If venv is missing, the fix is usually to install an additional system package rather than reinstalling Python from scratch.

Linux: Check for Split venv Packages

Many Linux distributions separate venv into its own package. Python may be present and functional while venv is excluded.

Common package names include:

  • python3-venv on Debian and Ubuntu
  • python3.X-venv for version-specific installs
  • python-virtualenv on older or alternative distros

If importing venv fails but Python works normally, installing the appropriate venv package usually resolves the error immediately.

macOS: Distinguish Between System Python and User-Installed Python

On macOS, the system Python provided by Apple may behave differently from Homebrew or python.org installations. Some system versions restrict or partially expose standard library modules.

Check the Python path:

  • which python
  • python -c “import sys; print(sys.executable)”
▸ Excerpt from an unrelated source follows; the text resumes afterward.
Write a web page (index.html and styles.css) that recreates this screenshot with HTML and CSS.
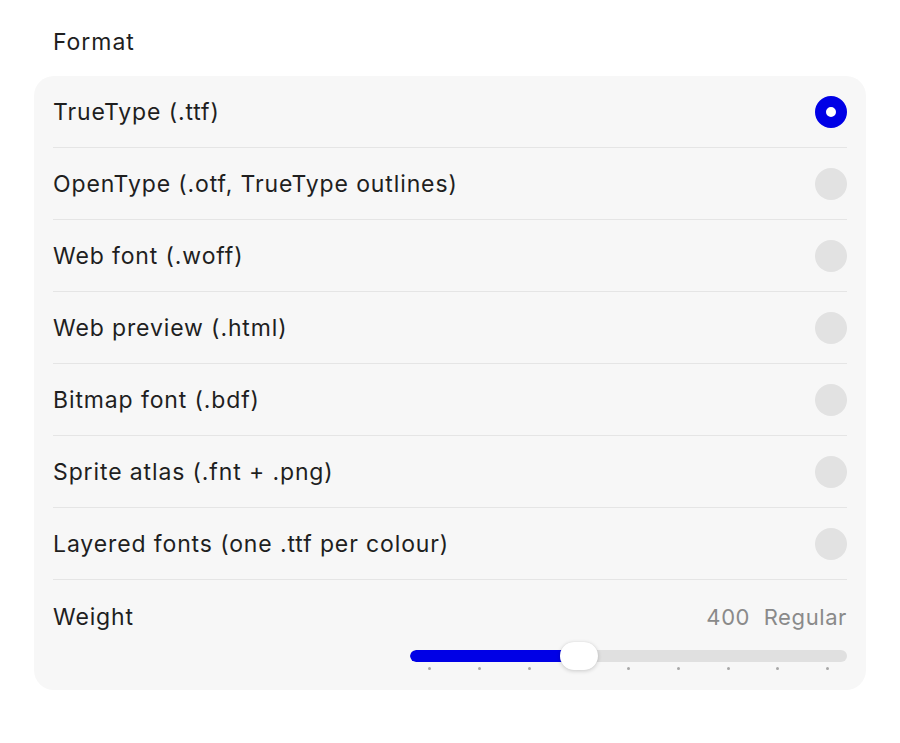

If the path points to /usr/bin/python3, consider switching to a Homebrew or python.org Python, which includes full venv support by default.

Windows: Ensure venv Was Installed with Python

On Windows, venv is optional during installation. If the “Install for all users” or “Optional features” screen was skipped, venv may not have been installed.

To confirm, try:

  • python -m venv test_env

If this fails, rerun the Python installer and ensure that “venv” or “Virtual environment support” is checked under optional features.

Check for Path or Environment Conflicts

In some cases, venv exists but cannot be imported due to environment conflicts. This commonly happens with modified PYTHONPATH values or shadowed standard library directories.

Warning signs include:

  • Custom PYTHONPATH entries
  • Third-party tools injecting site-packages early
  • Unexpected sys.path output

You can inspect the active module search paths by running:

  • python -c “import sys; print(sys.path)”

If venv is present on disk but missing from sys.path, the environment configuration must be corrected before venv can be used reliably.

Step 3: Installing or Reinstalling venv on Linux, macOS, and Windows

If you have confirmed that venv is missing or broken, the next step is to explicitly install or reinstall it. The exact process depends on your operating system and how Python was originally installed.

Linux: Install the Distribution-Specific venv Package

On most Linux distributions, venv is packaged separately from the core Python interpreter. This design allows minimal Python installations but often causes the “No module named venv” error.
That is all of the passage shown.